In one text message sent in March, Melissa DeRosa, who was among the former governor's closest confidants, asked Chris Cuomo to "check with his sources" at media outlets about any additional women who might be talking to journalists or considering coming forward with claims against the governor.

Cuomo responded to DeRosa over text that he would do so, the documents show, and confirmed to her in a subsequent message that after following up with his sources, "no one has heard that yet."

In another text message, Chris Cuomo texted DeRosa that he had received "a lead on the wedding girl," in an apparent reference to a woman who had publicly alleged that the former governor touched her inappropriately during a wedding they were photographed at together.

The released of the documents, which CNN said it had not previously seen, led directly to Cuomo's suspension. A network spokesman said they raised "serious questions."

"When Chris admitted to us that he had offered advice to his brother's staff, he broke our rules and we acknowledged that publicly," the spokesperson said. "But we also appreciated the unique position he was in and understood his need to put family first and job second ... However, these documents point to a greater level of involvement in his brother's efforts than we previously knew."

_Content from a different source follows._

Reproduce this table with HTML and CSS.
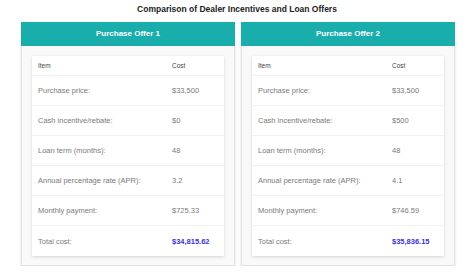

Some of Cuomo's colleagues, including on-air personalities, have pledged support for the embattled anchor, while others have said they stand with CNN's decision to put him on leave.

"I'm grateful for your friendship and your love. I think that you are fantastic. One of the kindest people I know on this planet," anchor Don Lemon told Cuomo during a hand-off between their two shows on the air Monday after CNN had announced it would review Cuomo's conduct but before the suspension was given.

"For those asking: [Cuomo] is my friend. I would *never* walk away from a friend - in good times or bad," leading CNN political reporter Chris Cillizza said in a tweet Tuesday after the suspension. "I support the [CNN] decision. And I will also be there if Chris needs me. That's what friends do."